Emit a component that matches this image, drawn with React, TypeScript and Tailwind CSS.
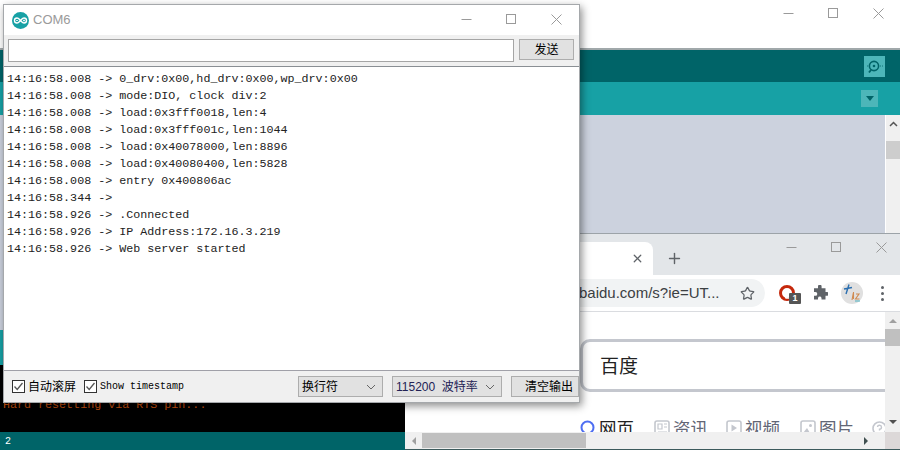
import React from 'react';
import { Plus, Star, X } from 'lucide-react';

const lines = [
	'14:16:58.008 -> 0_drv:0x00,hd_drv:0x00,wp_drv:0x00',
	'14:16:58.008 -> mode:DIO, clock div:2',
	'14:16:58.008 -> load:0x3fff0018,len:4',
	'14:16:58.008 -> load:0x3fff001c,len:1044',
	'14:16:58.008 -> load:0x40078000,len:8896',
	'14:16:58.008 -> load:0x40080400,len:5828',
	'14:16:58.008 -> entry 0x400806ac',
	'14:16:58.344 -> ',
	'14:16:58.926 -> .Connected',
	'14:16:58.926 -> IP Address:172.16.3.219',
	'14:16:58.926 -> Web server started',
];

const cjk = "font-['Liberation_Sans','Noto_Sans_CJK_SC',sans-serif]";

function WinButtons({ className }: { className: string }) {
	return (
		<div className={`flex items-center text-[#9a9a9a] ${className}`}>
			<svg width="11" height="11" viewBox="0 0 11 11" className="mr-[34px]">
				<path d="M0.5 5.5H10.5" stroke="currentColor" />
			</svg>
			<svg width="11" height="11" viewBox="0 0 11 11" className="mr-[34px]">
				<rect x="0.5" y="0.5" width="9" height="9" fill="none" stroke="currentColor" />
			</svg>
			<svg width="11" height="11" viewBox="0 0 11 11">
				<path d="M0.5 0.5L10.5 10.5M10.5 0.5L0.5 10.5" stroke="currentColor" />
			</svg>
		</div>
	);
}

function CheckBox() {
	return (
		<span className="flex h-[13px] w-[13px] shrink-0 items-center justify-center border border-[#333333] bg-white">
			<svg width="11" height="11" viewBox="0 0 11 11">
				<path d="M1.5 5.5L4.2 8.5L9.5 2" fill="none" stroke="#555555" strokeWidth="1.3" />
			</svg>
		</span>
	);
}

function Chevron() {
	return (
		<svg width="10" height="6" viewBox="0 0 10 6">
			<path d="M1 1L5 5L9 1" fill="none" stroke="#666666" />
		</svg>
	);
}

function ArduinoIDE() {
	return (
		<div className="absolute inset-0 flex flex-col bg-white">
			<div className="relative h-[50px] shrink-0 border-b-2 border-[#a0a8aa] bg-white">
				<WinButtons className="absolute top-[8px] right-[16px]" />
			</div>
			<div className="flex h-[32px] shrink-0 items-center justify-end bg-[#006468] pr-[15px]">
				<div className="flex h-[21px] w-[21px] items-center justify-center bg-[#4db6b9]">
					<svg width="17" height="17" viewBox="0 0 17 17">
						<circle cx="8" cy="8" r="4.6" fill="none" stroke="#006468" strokeWidth="1.6" />
						<circle cx="8" cy="8" r="1.3" fill="#006468" />
						<path d="M5 12L3 14.5" stroke="#006468" strokeWidth="2" />
						<path d="M14 8h1M16 8h1M1 8h1" stroke="#006468" strokeWidth="0.8" />
					</svg>
				</div>
			</div>
			<div className="flex h-[33px] shrink-0 items-center justify-end bg-[#17a1a5] pr-[22px]">
				<div className="flex h-[17px] w-[17px] items-center justify-center bg-[#4db6b9]">
					<div className="h-0 w-0 border-x-[4.5px] border-t-[5px] border-x-transparent border-t-[#006468]" />
				</div>
			</div>
			<div className="flex h-[215px] shrink-0 justify-end bg-[#ccd2de]">
				<div className="flex w-[15px] flex-col border-l border-white bg-[#f0f0f0]">
					<div className="flex h-[26px] justify-center pt-[6px]">
						<svg width="9" height="6" viewBox="0 0 9 6">
							<path d="M1 5L4.5 1.5L8 5" fill="none" stroke="#555555" strokeWidth="1.5" />
						</svg>
					</div>
					<div className="h-[18px] bg-[#cdcdcd]" />
				</div>
			</div>
			<div className="h-[35px] shrink-0 bg-[#17a1a5]" />
			<div className="flex h-[67px] shrink-0 flex-col justify-end bg-black pb-[21px] pl-[3px] font-['Liberation_Mono',monospace] text-[11.7px] leading-[12px] whitespace-nowrap text-[#c8500f]">
				Hard resetting via RTS pin...
			</div>
			<div className="flex grow items-center bg-[#006468] px-[5px] font-['Liberation_Mono',monospace] text-[10px] text-white">
				2
			</div>
		</div>
	);
}

function Chrome() {
	return (
		<div className="absolute top-[233px] left-[405px] flex h-[217px] w-[495px] flex-col border-t border-[#9ca3a8] bg-white">
			<div className="relative flex h-[41px] shrink-0 bg-[#e3e6e9]">
				<div className="mt-[8px] flex h-[33px] w-[248px] items-center justify-end rounded-t-[8px] bg-white pr-[9px]">
					<X size={13} strokeWidth={2.4} color="#5f6368" />
				</div>
				<div className="ml-[13px] flex items-center pt-[7px]">
					<Plus size={17} strokeWidth={2} color="#5f6368" />
				</div>
				<WinButtons className="absolute top-[8px] right-[13px]" />
			</div>
			<div className="flex h-[37px] shrink-0 items-center border-b border-[#dadce0] pl-[100px]">
				<div className="flex h-[28px] w-[260px] items-center rounded-r-[14px] bg-[#f1f3f4] pr-[10px] pl-[74px] font-['Liberation_Sans',sans-serif] text-[15px] whitespace-nowrap text-[#3c4043]">
					<span>baidu.com/s?ie=UT...</span>
					<Star size={15} strokeWidth={2} color="#5f6368" className="ml-auto shrink-0" />
				</div>
				<div className="relative ml-[14px] h-[16px] w-[16px]">
					<svg width="16" height="16" viewBox="0 0 16 16">
						<circle cx="8" cy="8" r="6.5" fill="#ffffff" stroke="#c5280c" strokeWidth="3" />
						<path d="M5.5 10V5.5M7.5 10V4M9.5 10V4.5M11 10V6M5.5 10L7 13H11V10" fill="none" stroke="#ffffff" strokeWidth="1.4" />
					</svg>
					<div className="absolute top-[8px] left-[10px] flex h-[11px] w-[12px] items-center justify-center rounded-[1px] bg-[#555555] font-['Liberation_Sans',sans-serif] text-[9px] font-bold text-white">
						1
					</div>
				</div>
				<svg width="16" height="16" viewBox="0 0 16 16" className="ml-[17px]">
					<path
						d="M6 1.5A1.8 1.8 0 0 1 9.6 1.5V3.2H13.5V7H15A1.9 1.9 0 0 1 15 10.8H13.5V14.5H9.5V13A1.8 1.8 0 0 0 6 13V14.5H2V10.8H3.4A1.9 1.9 0 0 0 3.4 7H2V3.2H6Z"
						fill="#5f6368"
					/>
				</svg>
				<div className="ml-[13px] flex h-[22px] w-[22px] items-center justify-center rounded-full bg-[#e0e0e0]">
					<svg width="20" height="20" viewBox="0 0 20 20">
						<path d="M2 6L10 4.5M7 1.5L4 11" fill="none" stroke="#2a6fb0" strokeWidth="1.4" />
						<path d="M10 17L11.5 9V16M14 11H17L13.5 16H17.5" fill="none" stroke="#d08a50" strokeWidth="1.1" />
						<path d="M13 18H18" stroke="#4ab0c0" strokeWidth="1" />
					</svg>
				</div>
				<div className="ml-[18px] flex flex-col gap-[3px]">
					<div className="h-[3px] w-[3px] rounded-full bg-[#5f6368]" />
					<div className="h-[3px] w-[3px] rounded-full bg-[#5f6368]" />
					<div className="h-[3px] w-[3px] rounded-full bg-[#5f6368]" />
				</div>
			</div>
			<div className="flex min-h-0 grow">
				<div className="relative min-w-0 grow overflow-hidden bg-white">
					<div className="absolute top-[27px] left-[175px] flex h-[53px] w-[400px] items-center rounded-[10px] border-[3px] border-[#c4c7ce] pl-[17px] font-['Noto_Sans_CJK_SC',sans-serif] text-[19px] text-[#222222]">
						百度
					</div>
					<div className="absolute top-[103px] left-[175px] flex h-[26px] items-center font-['Noto_Sans_CJK_SC',sans-serif] text-[17.5px] leading-[26px] whitespace-nowrap text-[#626675]">
						<svg width="15" height="16" viewBox="0 0 15 16" className="mr-[4px]">
							<circle cx="7.5" cy="7.5" r="6" fill="none" stroke="#4e6ef2" strokeWidth="2" />
							<path d="M11 12L13 15" stroke="#4e6ef2" strokeWidth="2" />
						</svg>
						<span className="mr-[20px] text-[#222222]">网页</span>
						<svg width="16" height="16" viewBox="0 0 16 16" className="mr-[3px]">
							<rect x="1" y="1" width="14" height="14" rx="2" fill="none" stroke="#c4c7ce" strokeWidth="1.6" />
							<path d="M4 4H8V9H4ZM10 4H13M10 7H13M4 12H13" fill="none" stroke="#c4c7ce" strokeWidth="1.2" />
						</svg>
						<span className="mr-[18px]">资讯</span>
						<svg width="16" height="16" viewBox="0 0 16 16" className="mr-[3px]">
							<rect x="1" y="1" width="14" height="14" rx="2" fill="none" stroke="#c4c7ce" strokeWidth="1.6" />
							<path d="M5.5 4.5L11 8L5.5 11.5Z" fill="#c4c7ce" />
						</svg>
						<span className="mr-[20px]">视频</span>
						<svg width="16" height="16" viewBox="0 0 16 16" className="mr-[3px]">
							<rect x="1" y="1" width="14" height="14" rx="2" fill="none" stroke="#c4c7ce" strokeWidth="1.6" />
							<circle cx="10.5" cy="5.5" r="1.5" fill="#c4c7ce" />
							<path d="M3 13L7 8L10 13Z" fill="#c4c7ce" />
						</svg>
						<span className="mr-[18px]">图片</span>
						<svg width="15" height="15" viewBox="0 0 15 15">
							<circle cx="7.5" cy="7.5" r="6.5" fill="none" stroke="#c4c7ce" strokeWidth="1.6" />
							<path d="M5.5 6A2 2 0 1 1 7.5 8.2V9.5M7.5 11V12" fill="none" stroke="#c4c7ce" strokeWidth="1.4" />
						</svg>
					</div>
				</div>
				<div className="flex w-[15px] shrink-0 flex-col bg-[#f0f0f0]">
					<div className="flex h-[17px] items-center justify-center">
						<div className="h-0 w-0 border-x-[4px] border-b-[4px] border-x-transparent border-b-[#a0a0a0]" />
					</div>
					<div className="h-[17px] bg-[#c0c0c0]" />
					<div className="mt-auto flex h-[20px] items-center justify-center">
						<div className="h-0 w-0 border-x-[4px] border-t-[4px] border-x-transparent border-t-[#505050]" />
					</div>
				</div>
			</div>
			<div className="flex h-[18px] shrink-0 items-center border-b border-[#3c5a5c] bg-[#f0f0f0]">
				<div className="flex w-[17px] justify-center">
					<div className="h-0 w-0 border-y-[4px] border-r-[4px] border-y-transparent border-r-[#a0a0a0]" />
				</div>
				<div className="h-[15px] w-[164px] bg-[#c0c0c0]" />
				<div className="mr-[12px] ml-auto flex w-[15px] justify-center">
					<div className="h-0 w-0 border-y-[4px] border-l-[4px] border-y-transparent border-l-[#405050]" />
				</div>
				<div className="h-full w-[15px] bg-[#dcd8d8]" />
			</div>
		</div>
	);
}

function SerialMonitor() {
	return (
		<div className="absolute top-[4px] left-[3px] flex h-[399px] w-[577px] flex-col border border-[#a5a8ab] bg-[#f0f0f0] shadow-[2px_3px_8px_rgba(0,0,0,0.45)]">
			<div className="relative flex h-[30px] shrink-0 items-center bg-white pl-[8px]">
				<svg width="17" height="17" viewBox="0 0 17 17">
					<circle cx="8.5" cy="8.5" r="8.5" fill="#17a1a5" />
					<path
						d="M5 6C7 6 7.5 8 8.5 8.5C9.5 8 10 6 12 6C13.5 6 14.5 7 14.5 8.5C14.5 10 13.5 11 12 11C10 11 9.5 9 8.5 8.5C7.5 9 7 11 5 11C3.5 11 2.5 10 2.5 8.5C2.5 7 3.5 6 5 6Z"
						fill="none"
						stroke="white"
						strokeWidth="1.4"
					/>
					<path d="M4 8.5H6M11 8.5H13M12 7.5V9.5" stroke="white" strokeWidth="0.8" />
				</svg>
				<span className="ml-[4px] font-['Liberation_Sans',sans-serif] text-[13px] text-[#9a9a9a]">COM6</span>
				<WinButtons className="absolute top-[9px] right-[17px]" />
			</div>
			<div className="flex h-[31px] shrink-0 gap-[5px] px-[4px] pt-[4px]">
				<div className="h-[23px] w-[506px] border border-[#a5a5a5] bg-white" />
				<div className={`flex h-[21px] w-[55px] items-center justify-center border border-[#adadad] bg-[#e1e1e1] text-[12px] text-black ${cjk}`}>
					发送
				</div>
			</div>
			<div className="grow border-t border-[#8a8f94] bg-white pt-[4px] pl-[3px] font-['Liberation_Mono',monospace] text-[11.7px] leading-[17px] whitespace-pre text-[#222222]">
				{lines.map((line) => (
					<div key={line}>{line}</div>
				))}
			</div>
			<div className={`flex h-[32px] shrink-0 items-center border-t border-[#a0a0a8] pl-[8px] text-[12px] whitespace-nowrap text-black ${cjk}`}>
				<CheckBox />
				<span className="ml-[3px]">自动滚屏</span>
				<span className="ml-[8px]">
					<CheckBox />
				</span>
				<span className="ml-[3px] w-[85px] font-['Liberation_Mono',monospace] text-[10px]">Show timestamp</span>
				<div className="ml-[113px] flex h-[21px] w-[85px] items-center justify-between border border-[#adadad] bg-[#e1e1e1] pr-[6px] pl-[3px]">
					<span>换行符</span>
					<Chevron />
				</div>
				<div className="ml-[9px] flex h-[21px] w-[110px] items-center justify-between border border-[#adadad] bg-[#e1e1e1] pr-[6px] pl-[3px]">
					<span className="whitespace-pre text-[#222255]">115200  波特率</span>
					<Chevron />
				</div>
				<div className="ml-[9px] flex h-[21px] w-[68px] items-center justify-end border border-[#adadad] bg-[#e1e1e1] pr-[5px]">
					清空输出
				</div>
			</div>
		</div>
	);
}

export default function App() {
	return (
		<div className="relative h-[450px] w-[900px] overflow-hidden bg-white">
			<ArduinoIDE />
			<Chrome />
			<SerialMonitor />
		</div>
	);
}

- _Given exercise_
Look at the listing and set down only the lines from its start through the line with "Plus, Star, X", word for word and without pictures.

- _Expected answer_
Emit a component that matches this image, drawn with React, TypeScript and Tailwind CSS.
import React from 'react';
import { Plus, Star, X } from 'lucide-react';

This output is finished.